A lot of times I really don't want to do it. I'll go months, and sometimes years between professional haircuts. For most of the 90s I'd shave parts of my head and cut what was on top by shear guess work. It had a kind of D-I-Y mystique.
But now, most of the time, I feel a bit old for that. I save it up until that moment when I look in the mirror and realize I look like like 1978 and something really needs to be done about it. So, I flip the switch un my head that says "it's haircut time," and I take care of it. I also prepare myself for inevitable disappointment.
I'm probably not going to be happy with what I get.
And the experience itself is difficult. Not as difficult as for some. I don't throw tantrums. I like the sensory experience of the clippers but not so much the scissors. It's not too bad for me, but I can totally see how it could be a million times worse for someone with a stronger sensory reaction.

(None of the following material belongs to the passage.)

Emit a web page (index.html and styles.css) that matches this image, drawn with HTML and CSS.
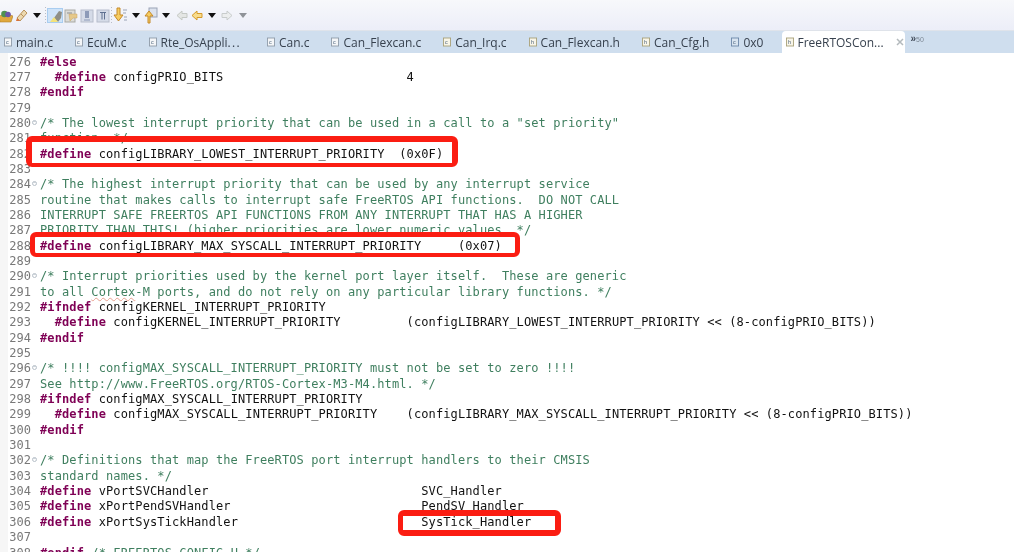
FILE: index.html
```html
<!DOCTYPE html>
<html lang="en">
<head>
<meta charset="utf-8">
<title>FreeRTOSConfig.h</title>
<link rel="stylesheet" href="styles.css">
</head>
<body>
<div class="toolbar">
  <span class="tool tool-first"><svg width="15" height="14" viewBox="0 0 15 14"><path d="M1 7l3-1h8l3 1-2 6H2z" fill="#e0a83e" stroke="#b27f26" stroke-width=".6"/><circle cx="6.500" cy="5" r="3.300" fill="#4f9150"/><circle cx="10" cy="5.500" r="2.800" fill="#6a55a8"/></svg></span>
  <span class="tool"><svg width="15" height="15" viewBox="0 0 15 15"><path d="M3 10L10 2l3 3-7 8z" fill="#ecd9b0" stroke="#b8925c"/><path d="M2 13l1-3 3 3z" fill="#d9733a"/><path d="M7 6l3 3" stroke="#b8925c"/></svg></span>
  <span class="tool"><i class="drop"></i></span>
  <span class="sep"></span>
  <span class="tool on"><svg width="15" height="14" viewBox="0 0 15 14"><path d="M6 9l5-7 3 1-1 6-3 4z" fill="#8f8f86"/><path d="M2 13l4-5 4 5z" fill="#f4e27a"/></svg></span>
  <span class="tool"><svg width="14" height="14" viewBox="0 0 14 14"><rect x="1" y="1" width="10" height="12" fill="#dcdcd8" stroke="#a9a9a4"/><path d="M5 5h8v4H9l-3 3z" fill="#e6c98a" stroke="#c9a664" stroke-width=".5"/><path d="M3 4h5" stroke="#8f8f8f"/></svg></span>
  <span class="tool"><svg width="14" height="14" viewBox="0 0 14 14"><rect x="1" y="1" width="12" height="12" fill="#d5dbe8" stroke="#b6bccb"/><rect x="5" y="2" width="4" height="7" fill="#8d9ab8"/><path d="M4 11h6" stroke="#8d9ab8"/></svg></span>
  <span class="tool"><svg width="14" height="14" viewBox="0 0 14 14"><rect x="1" y="1" width="12" height="12" fill="#d5dbe8" stroke="#b6bccb"/><path d="M4 3.500h6M6 3.500v7M8.500 3.500v7" stroke="#5f7090" fill="none"/></svg></span>
  <span class="sep"></span>
  <span class="tool tool-tight"><svg width="15" height="17" viewBox="0 0 15 17"><path d="M4 1h3v7h3l-4.500 6L1 8h3z" fill="#f6cc60" stroke="#c4892a"/><path d="M10 3h4M10 6h3M11 13h3M11 10h3" stroke="#9aa3b5"/></svg></span>
  <span class="tool tool-tight"><i class="drop"></i></span>
  <span class="tool tool-tight"><svg width="14" height="17" viewBox="0 0 14 17"><rect x="5" y="1" width="8" height="9" fill="#dde3ee" stroke="#9aa3b5"/><path d="M4 16V9H1l4-5 4 5H6v7z" fill="#f6cc60" stroke="#c4892a"/></svg></span>
  <span class="tool tool-tight"><i class="drop"></i></span>
  <span class="tool tool-tight"><svg width="12" height="11" viewBox="0 0 12 11"><path d="M1 5.500L6 1v2.500h5v4H6V10z" fill="#e4e6e4" stroke="#c4c8c4"/></svg></span>
  <span class="tool tool-tight"><svg width="12" height="11" viewBox="0 0 12 11"><path d="M1 5.500L6 1v2.500h5v4H6V10z" fill="#f8dc8c" stroke="#d59a2a"/></svg></span>
  <span class="tool tool-tight"><i class="drop"></i></span>
  <span class="tool tool-tight"><svg width="12" height="11" viewBox="0 0 12 11"><path d="M11 5.500L6 1v2.500H1v4h5V10z" fill="#eceeee" stroke="#c8cccc"/></svg></span>
  <span class="tool tool-tight"><i class="drop drop-off"></i></span>
</div>
<div class="tabs">
  <span class="tab"><svg class="doc" viewBox="0 0 9 10"><rect x=".5" y=".5" width="8" height="9" fill="#f4f6f8" stroke="#8e9aa8"/><text x="2.300" y="7.500" class="doc-l">c</text></svg>main.c</span>
  <span class="tab"><svg class="doc" viewBox="0 0 9 10"><rect x=".5" y=".5" width="8" height="9" fill="#f4f6f8" stroke="#8e9aa8"/><text x="2.300" y="7.500" class="doc-l">c</text></svg>EcuM.c</span>
  <span class="tab tab-clip"><svg class="doc" viewBox="0 0 9 10"><rect x=".5" y=".5" width="8" height="9" fill="#f4f6f8" stroke="#8e9aa8"/><text x="2.300" y="7.500" class="doc-l">c</text></svg><span>Rte_OsAppli<span class="dots">...</span></span></span>
  <span class="tab"><svg class="doc" viewBox="0 0 9 10"><rect x=".5" y=".5" width="8" height="9" fill="#f4f6f8" stroke="#8e9aa8"/><text x="2.300" y="7.500" class="doc-l">c</text></svg>Can.c</span>
  <span class="tab"><svg class="doc" viewBox="0 0 9 10"><rect x=".5" y=".5" width="8" height="9" fill="#f4f6f8" stroke="#8e9aa8"/><text x="2.300" y="7.500" class="doc-l">c</text></svg>Can_Flexcan.c</span>
  <span class="tab"><svg class="doc" viewBox="0 0 9 10"><rect x=".5" y=".5" width="8" height="9" fill="#f8f5e8" stroke="#a8a078"/><text x="2.300" y="7.500" class="doc-l">c</text></svg>Can_Irq.c</span>
  <span class="tab"><svg class="doc" viewBox="0 0 9 10"><rect x=".5" y=".5" width="8" height="9" fill="#f8f5e8" stroke="#a8a078"/><text x="2.300" y="7.500" class="doc-l">h</text></svg>Can_Flexcan.h</span>
  <span class="tab"><svg class="doc" viewBox="0 0 9 10"><rect x=".5" y=".5" width="8" height="9" fill="#f8f5e8" stroke="#a8a078"/><text x="2.300" y="7.500" class="doc-l">h</text></svg>Can_Cfg.h</span>
  <span class="tab tab-last"><svg class="doc" viewBox="0 0 9 10"><rect x=".5" y=".5" width="8" height="9" fill="#d8e4f0" stroke="#6a86a8"/><text x="2.300" y="7.500" class="doc-l">c</text></svg>0x0</span>
  <span class="tab tab-active"><svg class="doc" viewBox="0 0 9 10"><rect x=".5" y=".5" width="8" height="9" fill="#f8f5e8" stroke="#a8a078"/><text x="2.300" y="7.500" class="doc-l">h</text></svg>FreeRTOSCon...<svg class="close" width="8" height="8" viewBox="0 0 8 8"><path d="M1 1l6 6M7 1L1 7" stroke="#b4babd" stroke-width="1.500"/></svg></span>
  <span class="more">»<small>50</small></span>
</div>
<div class="editor">
<div class="ln"><span class="num">276</span><span class="fold"></span><code><b>#else</b></code></div>
<div class="ln"><span class="num">277</span><span class="fold"></span><code>  <b>#define</b> configPRIO_BITS                         4</code></div>
<div class="ln"><span class="num">278</span><span class="fold"></span><code><b>#endif</b></code></div>
<div class="ln"><span class="num">279</span><span class="fold"></span><code></code></div>
<div class="ln"><span class="num">280</span><span class="fold fold-on"></span><code><em>/* The lowest interrupt priority that can be used in a call to a "set priority"</em></code></div>
<div class="ln"><span class="num">281</span><span class="fold"></span><code><em>function. */</em></code></div>
<div class="ln"><span class="num">282</span><span class="fold"></span><code><b>#define</b> configLIBRARY_LOWEST_INTERRUPT_PRIORITY  (0x0F)</code></div>
<div class="ln"><span class="num">283</span><span class="fold"></span><code></code></div>
<div class="ln"><span class="num">284</span><span class="fold fold-on"></span><code><em>/* The highest interrupt priority that can be used by any interrupt service</em></code></div>
<div class="ln"><span class="num">285</span><span class="fold"></span><code><em>routine that makes calls to interrupt safe FreeRTOS API functions.  DO NOT CALL</em></code></div>
<div class="ln"><span class="num">286</span><span class="fold"></span><code><em>INTERRUPT SAFE FREERTOS API FUNCTIONS FROM ANY INTERRUPT THAT HAS A HIGHER</em></code></div>
<div class="ln"><span class="num">287</span><span class="fold"></span><code><em>PRIORITY THAN THIS! (higher priorities are lower numeric values. */</em></code></div>
<div class="ln"><span class="num">288</span><span class="fold"></span><code><b>#define</b> configLIBRARY_MAX_SYSCALL_INTERRUPT_PRIORITY     (0x07)</code></div>
<div class="ln"><span class="num">289</span><span class="fold"></span><code></code></div>
<div class="ln"><span class="num">290</span><span class="fold fold-on"></span><code><em>/* Interrupt priorities used by the kernel port layer itself.  These are generic</em></code></div>
<div class="ln"><span class="num">291</span><span class="fold"></span><code><em>to all <u>Cortex</u>-M ports, and do not rely on any particular library functions. */</em></code></div>
<div class="ln"><span class="num">292</span><span class="fold"></span><code><b>#ifndef</b> configKERNEL_INTERRUPT_PRIORITY</code></div>
<div class="ln"><span class="num">293</span><span class="fold"></span><code>  <b>#define</b> configKERNEL_INTERRUPT_PRIORITY         (configLIBRARY_LOWEST_INTERRUPT_PRIORITY &lt;&lt; (8-configPRIO_BITS))</code></div>
<div class="ln"><span class="num">294</span><span class="fold"></span><code><b>#endif</b></code></div>
<div class="ln"><span class="num">295</span><span class="fold"></span><code></code></div>
<div class="ln"><span class="num">296</span><span class="fold fold-on"></span><code><em>/* !!!! configMAX_SYSCALL_INTERRUPT_PRIORITY must not be set to zero !!!!</em></code></div>
<div class="ln"><span class="num">297</span><span class="fold"></span><code><em>See http://www.FreeRTOS.org/RTOS-Cortex-M3-M4.html. */</em></code></div>
<div class="ln"><span class="num">298</span><span class="fold"></span><code><b>#ifndef</b> configMAX_SYSCALL_INTERRUPT_PRIORITY</code></div>
<div class="ln"><span class="num">299</span><span class="fold"></span><code>  <b>#define</b> configMAX_SYSCALL_INTERRUPT_PRIORITY    (configLIBRARY_MAX_SYSCALL_INTERRUPT_PRIORITY &lt;&lt; (8-configPRIO_BITS))</code></div>
<div class="ln"><span class="num">300</span><span class="fold"></span><code><b>#endif</b></code></div>
<div class="ln"><span class="num">301</span><span class="fold"></span><code></code></div>
<div class="ln"><span class="num">302</span><span class="fold fold-on"></span><code><em>/* Definitions that map the FreeRTOS port interrupt handlers to their CMSIS</em></code></div>
<div class="ln"><span class="num">303</span><span class="fold"></span><code><em>standard names. */</em></code></div>
<div class="ln"><span class="num">304</span><span class="fold"></span><code><b>#define</b> vPortSVCHandler                             SVC_Handler</code></div>
<div class="ln"><span class="num">305</span><span class="fold"></span><code><b>#define</b> xPortPendSVHandler                          PendSV_Handler</code></div>
<div class="ln"><span class="num">306</span><span class="fold"></span><code><b>#define</b> xPortSysTickHandler                         SysTick_Handler</code></div>
<div class="ln"><span class="num">307</span><span class="fold"></span><code></code></div>
<div class="ln"><span class="num">308</span><span class="fold"></span><code><b>#endif</b> <em>/* FREERTOS_CONFIG_H */</em></code></div>
</div>
<div class="mark mark-a"></div>
<div class="mark mark-b"></div>
<div class="mark mark-c"></div>
</body>
</html>
```
FILE: styles.css
```css
html, body {
  margin: 0;
  height: 552px;
  overflow: hidden;
  background: #fff;
}
body {
  position: relative;
}
.toolbar {
  height: 31px;
  box-sizing: border-box;
  display: flex;
  align-items: flex-start;
  padding-top: 7px;
  background: linear-gradient(#f7f8fb, #eceef8);
  border-bottom: 1px solid #dfe3ea;
  filter: blur(0.5px);
}
.tool {
  width: 16px;
  height: 17px;
  flex: none;
  display: flex;
  align-items: center;
  justify-content: center;
  box-sizing: border-box;
}
.tool-first {
  margin-left: -3px;
}
.tool-tight {
  width: 15.25px;
}
.on {
  background: #cfe3f8;
  outline: 1px solid #a9cdf0;
  outline-offset: -1px;
  height: 15px;
  margin-top: 1px;
}
.sep {
  width: 2px;
  height: 17px;
  flex: none;
  background: repeating-linear-gradient(#b9bdc6 0 1px, transparent 1px 3px);
  background-size: 1px 100%;
  background-repeat: no-repeat;
}
.drop {
  display: block;
  width: 0;
  height: 0;
  border-left: 4px solid transparent;
  border-right: 4px solid transparent;
  border-top: 5px solid #111;
}
.drop-off {
  border-top-color: #8f9398;
}
.tabs {
  height: 22px;
  display: flex;
  align-items: stretch;
  padding-left: 4px;
  background: #cfdeee;
  font: 12px/21px "Open Sans", "Noto Sans", sans-serif;
  color: #37414e;
  filter: blur(0.3px);
}
.tab {
  display: flex;
  align-items: center;
  gap: 4px;
  margin-right: 22px;
  white-space: nowrap;
}
.tab-clip {
  margin-right: 26px;
}
.tab-last {
  margin-right: 19px;
}
.dots {
  letter-spacing: 1.300px;
}
.tab-active {
  background: #fff;
  margin: 0;
  padding-left: 4px;
  gap: 3px;
  width: 123px;
  box-sizing: border-box;
  border-radius: 4px 4px 0 0;
}
.doc {
  width: 8px;
  height: 10px;
  flex: none;
}
.doc-l {
  font: 6px "Liberation Sans", sans-serif;
  fill: #49607a;
}
.close {
  margin-left: 9px;
  flex: none;
}
.more {
  margin-left: 5px;
  font: 10px/15px "Liberation Sans", sans-serif;
  font-weight: bold;
  color: #404a58;
}
.more small {
  font-size: 7px;
  font-weight: normal;
  color: #7c8894;
}
.editor {
  height: 499px;
  box-sizing: border-box;
  padding-top: 1.500px;
  overflow: hidden;
  background: linear-gradient(90deg, #f6f6f6 0 8px, #fff 8px);
  font: 12px/15.35px "DejaVu Sans Mono", "Liberation Mono", monospace;
  letter-spacing: 0.107px;
  filter: blur(0.3px);
}
.ln {
  display: flex;
  height: 15.35px;
  white-space: pre;
}
.num {
  width: 31px;
  flex: none;
  text-align: right;
  color: #787878;
  letter-spacing: 0;
}
.fold {
  width: 9px;
  flex: none;
  position: relative;
}
.fold-on::before {
  content: "";
  position: absolute;
  left: 1px;
  top: 4px;
  width: 5px;
  height: 5px;
  border-radius: 50%;
  background: #fff;
  border: 1px solid #b7c0c8;
  box-sizing: border-box;
  box-shadow: inset 0 2px 0 -1px #c6ced5;
}
code {
  font: inherit;
  color: #111;
}
code b {
  color: #7f0055;
}
code em {
  font-style: normal;
  color: #3f7f5f;
}
code u {
  text-decoration: underline wavy #e8a090 1px;
}
.mark {
  position: absolute;
  box-sizing: border-box;
  border: 5px solid #fb1d12;
  border-radius: 6px;
}
.mark-a {
  left: 26px;
  top: 136px;
  width: 432px;
  height: 31px;
  border-width: 6px 6px 4px 6px;
}
.mark-b {
  left: 30px;
  top: 232px;
  width: 490px;
  height: 25px;
  border-bottom-width: 4px;
}
.mark-c {
  left: 398px;
  top: 510px;
  width: 163px;
  height: 26px;
  border-width: 6px 6px 6px 5px;
}
```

My first trouble is that, sitting in the chair, I just can't explain what I want. So the barber or stylist just does what seems natural and I usually end up with either a 'big boy haircut' or the Anderson Cooper. What I want is something different, but I lack the words to explain it.
And maybe there aren't words. Maybe there's just this internal sense of what it is I want my hair to be that just doesn't match the training and the expectations of the stylist. In some ways, what I want is a crazy manga haystack of hair. What would happen if I said that? But I never can quite say that, probably because of the second thing.
The second thing is the physical proximity to another person that I don't know so well. It sets off a lot of weird things inside me. When I go to the dentist, my gums swell from anxiety and are prone to bleeding. That's another story.
The barbershop is a very different environment than the dentist office. It's less clinical, better music, and the stylist always is ready to chat. The conversational aspect is the killer. It's easy to be taciturn with a chatty dental hygenist, because your speaking organ is compromised. There is no such built in defense against the small talk of the hair stylist.
And the stylist is so, so close. Touching my head and really getting closer to me than I'm used to lately. And it's confusing.
In a way, it feels very intimate. But I don't know what to do with that feeling. It's a misreading. The stylist is doing her job. Today it was a her, which simultaneously makes it easier to relax and easier to get confused about the misreadings caused by proximity.
With a male stylist, I know where I stand. I've long since figured out that I'm not attracted to men. Long ago I gave the question a proper amount of objective consideration. I can be okay with knowing who I am in that interaction.
With a female stylist, especially an attractive one who seems to fall in the same general age bracket as myself, signals start getting sent. Not of a creepy variety, so much, but just of the kind that, well, hell, it creeps me out. I don't know who I am in relation to this person who is putting her hands on my head. Especially since small talk is part of the exchange. Is there some underlying hint within her question about what I was planning on doing that evening?
Probably not. Now I can see it as probably not. Or was it? It doesn't matter now, but at the time I was confused. Was there some sort of perfect answer she was hoping for and if I'd said it we could have ended up hanging out after her shift watching reruns of Doctor Who? And is that the kind of thing I want out of a trip to get a haitcut?
I suppose this is it. When people get that close to me, I cease to be able to figure out what they want out of the interaction. There is too much information all at once for me to sort through, and I can't even figure enough of my way through it to be able to say 'no, not so short with the bangs.'
When I was married, it was easier. It was easier to know who I was in relation to other people. Certain levels of intimate connection were out of the equation as soon as I said the words 'my wife.' But now I don't know. I could be anybody.
That's the most terrifying thing about getting a haircut. Someone is so close to me, way inside my personal bubble, physically doing things to the outside of my head. If I don't know who I am, could they be doing things to the inside of it, too?
It takes a lot of work to get to know someone well enough that I can trust them to be so close to me. Getting a haircut forces me to shove all that reluctance aside. And maybe that's really why I'm always so disappointed with the results. They remind me that I don't know who I am when I get too close to a stranger. When I don't know how my story plays out with their story. When I don't know what they want from me and I can't figure out what I want from them.
But I have to get haircuts sometimes.